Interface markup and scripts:
____

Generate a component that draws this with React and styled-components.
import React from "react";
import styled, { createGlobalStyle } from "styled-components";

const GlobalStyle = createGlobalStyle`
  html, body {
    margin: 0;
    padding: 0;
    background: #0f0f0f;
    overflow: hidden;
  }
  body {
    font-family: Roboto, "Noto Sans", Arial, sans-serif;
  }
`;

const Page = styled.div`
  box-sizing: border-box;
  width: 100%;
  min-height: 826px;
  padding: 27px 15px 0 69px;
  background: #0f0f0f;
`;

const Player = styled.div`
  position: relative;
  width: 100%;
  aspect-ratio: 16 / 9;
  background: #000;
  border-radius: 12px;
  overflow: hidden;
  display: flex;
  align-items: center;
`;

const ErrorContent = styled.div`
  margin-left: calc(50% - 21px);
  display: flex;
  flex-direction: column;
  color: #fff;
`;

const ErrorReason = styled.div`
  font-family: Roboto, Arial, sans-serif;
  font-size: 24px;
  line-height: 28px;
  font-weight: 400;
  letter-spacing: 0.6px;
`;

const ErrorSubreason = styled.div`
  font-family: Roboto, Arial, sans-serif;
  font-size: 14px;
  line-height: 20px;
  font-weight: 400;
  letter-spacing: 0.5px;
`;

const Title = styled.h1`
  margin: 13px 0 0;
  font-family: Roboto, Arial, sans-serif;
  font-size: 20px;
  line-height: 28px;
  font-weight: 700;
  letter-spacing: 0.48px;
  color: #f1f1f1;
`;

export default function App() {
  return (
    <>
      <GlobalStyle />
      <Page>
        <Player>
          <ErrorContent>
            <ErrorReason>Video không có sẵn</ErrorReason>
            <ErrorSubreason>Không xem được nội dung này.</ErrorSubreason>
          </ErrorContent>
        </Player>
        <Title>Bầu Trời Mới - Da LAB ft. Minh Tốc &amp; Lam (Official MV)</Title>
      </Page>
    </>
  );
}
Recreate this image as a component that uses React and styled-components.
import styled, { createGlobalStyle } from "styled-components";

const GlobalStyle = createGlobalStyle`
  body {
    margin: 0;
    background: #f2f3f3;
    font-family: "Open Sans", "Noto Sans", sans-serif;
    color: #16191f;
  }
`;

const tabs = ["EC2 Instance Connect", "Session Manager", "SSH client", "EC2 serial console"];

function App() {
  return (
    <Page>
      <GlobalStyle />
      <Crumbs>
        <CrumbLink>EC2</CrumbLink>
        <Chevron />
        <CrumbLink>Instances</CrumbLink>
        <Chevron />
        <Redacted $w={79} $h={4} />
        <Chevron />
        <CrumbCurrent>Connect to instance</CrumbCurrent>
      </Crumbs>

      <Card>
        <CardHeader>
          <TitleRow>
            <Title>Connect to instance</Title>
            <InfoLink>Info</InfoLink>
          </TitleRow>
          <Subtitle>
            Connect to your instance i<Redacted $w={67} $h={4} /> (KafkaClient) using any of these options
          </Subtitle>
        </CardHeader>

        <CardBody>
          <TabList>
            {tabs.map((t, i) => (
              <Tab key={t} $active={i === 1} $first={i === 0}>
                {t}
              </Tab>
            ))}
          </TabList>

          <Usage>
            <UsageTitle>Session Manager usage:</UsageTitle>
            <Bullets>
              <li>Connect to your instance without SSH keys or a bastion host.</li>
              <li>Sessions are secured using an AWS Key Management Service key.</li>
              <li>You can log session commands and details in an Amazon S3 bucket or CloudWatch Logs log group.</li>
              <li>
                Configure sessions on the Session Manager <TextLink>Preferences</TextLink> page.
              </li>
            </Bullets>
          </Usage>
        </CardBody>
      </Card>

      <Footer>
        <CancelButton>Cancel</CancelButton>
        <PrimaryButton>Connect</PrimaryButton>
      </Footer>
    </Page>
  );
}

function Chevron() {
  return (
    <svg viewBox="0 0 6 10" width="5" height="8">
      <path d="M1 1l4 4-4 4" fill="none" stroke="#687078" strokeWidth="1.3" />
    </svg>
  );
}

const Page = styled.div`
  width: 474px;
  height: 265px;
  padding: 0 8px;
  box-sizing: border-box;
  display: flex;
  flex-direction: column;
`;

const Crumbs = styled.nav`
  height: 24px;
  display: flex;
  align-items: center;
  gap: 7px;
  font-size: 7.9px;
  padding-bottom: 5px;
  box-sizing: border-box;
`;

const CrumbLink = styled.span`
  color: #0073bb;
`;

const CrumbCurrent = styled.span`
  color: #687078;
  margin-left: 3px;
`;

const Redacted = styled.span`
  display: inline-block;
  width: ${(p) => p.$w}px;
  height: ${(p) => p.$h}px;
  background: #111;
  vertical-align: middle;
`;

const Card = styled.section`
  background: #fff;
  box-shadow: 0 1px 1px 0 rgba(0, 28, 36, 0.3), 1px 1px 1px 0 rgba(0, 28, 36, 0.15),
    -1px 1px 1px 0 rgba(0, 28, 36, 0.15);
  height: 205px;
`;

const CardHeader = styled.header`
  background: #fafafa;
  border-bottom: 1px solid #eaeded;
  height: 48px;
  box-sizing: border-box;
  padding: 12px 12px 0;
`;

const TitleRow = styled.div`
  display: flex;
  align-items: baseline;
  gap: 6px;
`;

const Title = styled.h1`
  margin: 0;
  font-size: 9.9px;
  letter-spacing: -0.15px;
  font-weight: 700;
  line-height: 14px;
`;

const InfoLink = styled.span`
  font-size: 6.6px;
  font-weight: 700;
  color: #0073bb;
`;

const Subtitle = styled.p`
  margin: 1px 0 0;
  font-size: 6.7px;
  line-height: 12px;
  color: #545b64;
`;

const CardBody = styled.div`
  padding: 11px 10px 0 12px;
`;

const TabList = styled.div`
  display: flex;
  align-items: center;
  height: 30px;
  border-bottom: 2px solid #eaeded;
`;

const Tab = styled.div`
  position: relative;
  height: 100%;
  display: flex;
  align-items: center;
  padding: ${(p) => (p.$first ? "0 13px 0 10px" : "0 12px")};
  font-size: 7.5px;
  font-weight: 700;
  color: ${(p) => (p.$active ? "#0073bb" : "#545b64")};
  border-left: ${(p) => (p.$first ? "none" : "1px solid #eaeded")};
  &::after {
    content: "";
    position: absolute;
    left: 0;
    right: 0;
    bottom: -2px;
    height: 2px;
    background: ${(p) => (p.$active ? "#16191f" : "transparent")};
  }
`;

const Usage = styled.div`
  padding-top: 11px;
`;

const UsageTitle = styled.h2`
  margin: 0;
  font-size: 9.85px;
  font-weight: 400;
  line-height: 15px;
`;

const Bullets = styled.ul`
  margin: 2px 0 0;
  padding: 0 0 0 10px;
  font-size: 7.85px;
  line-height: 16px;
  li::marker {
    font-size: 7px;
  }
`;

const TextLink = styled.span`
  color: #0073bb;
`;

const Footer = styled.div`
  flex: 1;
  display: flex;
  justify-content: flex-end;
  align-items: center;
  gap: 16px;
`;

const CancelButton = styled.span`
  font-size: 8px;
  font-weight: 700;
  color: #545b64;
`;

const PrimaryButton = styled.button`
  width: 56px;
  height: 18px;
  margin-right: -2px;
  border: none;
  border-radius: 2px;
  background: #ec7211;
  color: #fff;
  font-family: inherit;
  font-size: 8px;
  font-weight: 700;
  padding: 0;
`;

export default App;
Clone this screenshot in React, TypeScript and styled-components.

____

→ **Problem**
Repeat the listing above without any change.

→ **Task solution**
Generate a component that draws this with React and styled-components.
import React from "react";
import styled, { createGlobalStyle } from "styled-components";

const GlobalStyle = createGlobalStyle`
  html, body {
    margin: 0;
    padding: 0;
    background: #0f0f0f;
    overflow: hidden;
  }
  body {
    font-family: Roboto, "Noto Sans", Arial, sans-serif;
  }
`;

const Page = styled.div`
  box-sizing: border-box;
  width: 100%;
  min-height: 826px;
  padding: 27px 15px 0 69px;
  background: #0f0f0f;
`;

const Player = styled.div`
  position: relative;
  width: 100%;
  aspect-ratio: 16 / 9;
  background: #000;
  border-radius: 12px;
  overflow: hidden;
  display: flex;
  align-items: center;
`;

const ErrorContent = styled.div`
  margin-left: calc(50% - 21px);
  display: flex;
  flex-direction: column;
  color: #fff;
`;

const ErrorReason = styled.div`
  font-family: Roboto, Arial, sans-serif;
  font-size: 24px;
  line-height: 28px;
  font-weight: 400;
  letter-spacing: 0.6px;
`;

const ErrorSubreason = styled.div`
  font-family: Roboto, Arial, sans-serif;
  font-size: 14px;
  line-height: 20px;
  font-weight: 400;
  letter-spacing: 0.5px;
`;

const Title = styled.h1`
  margin: 13px 0 0;
  font-family: Roboto, Arial, sans-serif;
  font-size: 20px;
  line-height: 28px;
  font-weight: 700;
  letter-spacing: 0.48px;
  color: #f1f1f1;
`;

export default function App() {
  return (
    <>
      <GlobalStyle />
      <Page>
        <Player>
          <ErrorContent>
            <ErrorReason>Video không có sẵn</ErrorReason>
            <ErrorSubreason>Không xem được nội dung này.</ErrorSubreason>
          </ErrorContent>
        </Player>
        <Title>Bầu Trời Mới - Da LAB ft. Minh Tốc &amp; Lam (Official MV)</Title>
      </Page>
    </>
  );
}
Recreate this image as a component that uses React and styled-components.
import styled, { createGlobalStyle } from "styled-components";

const GlobalStyle = createGlobalStyle`
  body {
    margin: 0;
    background: #f2f3f3;
    font-family: "Open Sans", "Noto Sans", sans-serif;
    color: #16191f;
  }
`;

const tabs = ["EC2 Instance Connect", "Session Manager", "SSH client", "EC2 serial console"];

function App() {
  return (
    <Page>
      <GlobalStyle />
      <Crumbs>
        <CrumbLink>EC2</CrumbLink>
        <Chevron />
        <CrumbLink>Instances</CrumbLink>
        <Chevron />
        <Redacted $w={79} $h={4} />
        <Chevron />
        <CrumbCurrent>Connect to instance</CrumbCurrent>
      </Crumbs>

      <Card>
        <CardHeader>
          <TitleRow>
            <Title>Connect to instance</Title>
            <InfoLink>Info</InfoLink>
          </TitleRow>
          <Subtitle>
            Connect to your instance i<Redacted $w={67} $h={4} /> (KafkaClient) using any of these options
          </Subtitle>
        </CardHeader>

        <CardBody>
          <TabList>
            {tabs.map((t, i) => (
              <Tab key={t} $active={i === 1} $first={i === 0}>
                {t}
              </Tab>
            ))}
          </TabList>

          <Usage>
            <UsageTitle>Session Manager usage:</UsageTitle>
            <Bullets>
              <li>Connect to your instance without SSH keys or a bastion host.</li>
              <li>Sessions are secured using an AWS Key Management Service key.</li>
              <li>You can log session commands and details in an Amazon S3 bucket or CloudWatch Logs log group.</li>
              <li>
                Configure sessions on the Session Manager <TextLink>Preferences</TextLink> page.
              </li>
            </Bullets>
          </Usage>
        </CardBody>
      </Card>

      <Footer>
        <CancelButton>Cancel</CancelButton>
        <PrimaryButton>Connect</PrimaryButton>
      </Footer>
    </Page>
  );
}

function Chevron() {
  return (
    <svg viewBox="0 0 6 10" width="5" height="8">
      <path d="M1 1l4 4-4 4" fill="none" stroke="#687078" strokeWidth="1.3" />
    </svg>
  );
}

const Page = styled.div`
  width: 474px;
  height: 265px;
  padding: 0 8px;
  box-sizing: border-box;
  display: flex;
  flex-direction: column;
`;

const Crumbs = styled.nav`
  height: 24px;
  display: flex;
  align-items: center;
  gap: 7px;
  font-size: 7.9px;
  padding-bottom: 5px;
  box-sizing: border-box;
`;

const CrumbLink = styled.span`
  color: #0073bb;
`;

const CrumbCurrent = styled.span`
  color: #687078;
  margin-left: 3px;
`;

const Redacted = styled.span`
  display: inline-block;
  width: ${(p) => p.$w}px;
  height: ${(p) => p.$h}px;
  background: #111;
  vertical-align: middle;
`;

const Card = styled.section`
  background: #fff;
  box-shadow: 0 1px 1px 0 rgba(0, 28, 36, 0.3), 1px 1px 1px 0 rgba(0, 28, 36, 0.15),
    -1px 1px 1px 0 rgba(0, 28, 36, 0.15);
  height: 205px;
`;

const CardHeader = styled.header`
  background: #fafafa;
  border-bottom: 1px solid #eaeded;
  height: 48px;
  box-sizing: border-box;
  padding: 12px 12px 0;
`;

const TitleRow = styled.div`
  display: flex;
  align-items: baseline;
  gap: 6px;
`;

const Title = styled.h1`
  margin: 0;
  font-size: 9.9px;
  letter-spacing: -0.15px;
  font-weight: 700;
  line-height: 14px;
`;

const InfoLink = styled.span`
  font-size: 6.6px;
  font-weight: 700;
  color: #0073bb;
`;

const Subtitle = styled.p`
  margin: 1px 0 0;
  font-size: 6.7px;
  line-height: 12px;
  color: #545b64;
`;

const CardBody = styled.div`
  padding: 11px 10px 0 12px;
`;

const TabList = styled.div`
  display: flex;
  align-items: center;
  height: 30px;
  border-bottom: 2px solid #eaeded;
`;

const Tab = styled.div`
  position: relative;
  height: 100%;
  display: flex;
  align-items: center;
  padding: ${(p) => (p.$first ? "0 13px 0 10px" : "0 12px")};
  font-size: 7.5px;
  font-weight: 700;
  color: ${(p) => (p.$active ? "#0073bb" : "#545b64")};
  border-left: ${(p) => (p.$first ? "none" : "1px solid #eaeded")};
  &::after {
    content: "";
    position: absolute;
    left: 0;
    right: 0;
    bottom: -2px;
    height: 2px;
    background: ${(p) => (p.$active ? "#16191f" : "transparent")};
  }
`;

const Usage = styled.div`
  padding-top: 11px;
`;

const UsageTitle = styled.h2`
  margin: 0;
  font-size: 9.85px;
  font-weight: 400;
  line-height: 15px;
`;

const Bullets = styled.ul`
  margin: 2px 0 0;
  padding: 0 0 0 10px;
  font-size: 7.85px;
  line-height: 16px;
  li::marker {
    font-size: 7px;
  }
`;

const TextLink = styled.span`
  color: #0073bb;
`;

const Footer = styled.div`
  flex: 1;
  display: flex;
  justify-content: flex-end;
  align-items: center;
  gap: 16px;
`;

const CancelButton = styled.span`
  font-size: 8px;
  font-weight: 700;
  color: #545b64;
`;

const PrimaryButton = styled.button`
  width: 56px;
  height: 18px;
  margin-right: -2px;
  border: none;
  border-radius: 2px;
  background: #ec7211;
  color: #fff;
  font-family: inherit;
  font-size: 8px;
  font-weight: 700;
  padding: 0;
`;

export default App;
Clone this screenshot in React, TypeScript and styled-components.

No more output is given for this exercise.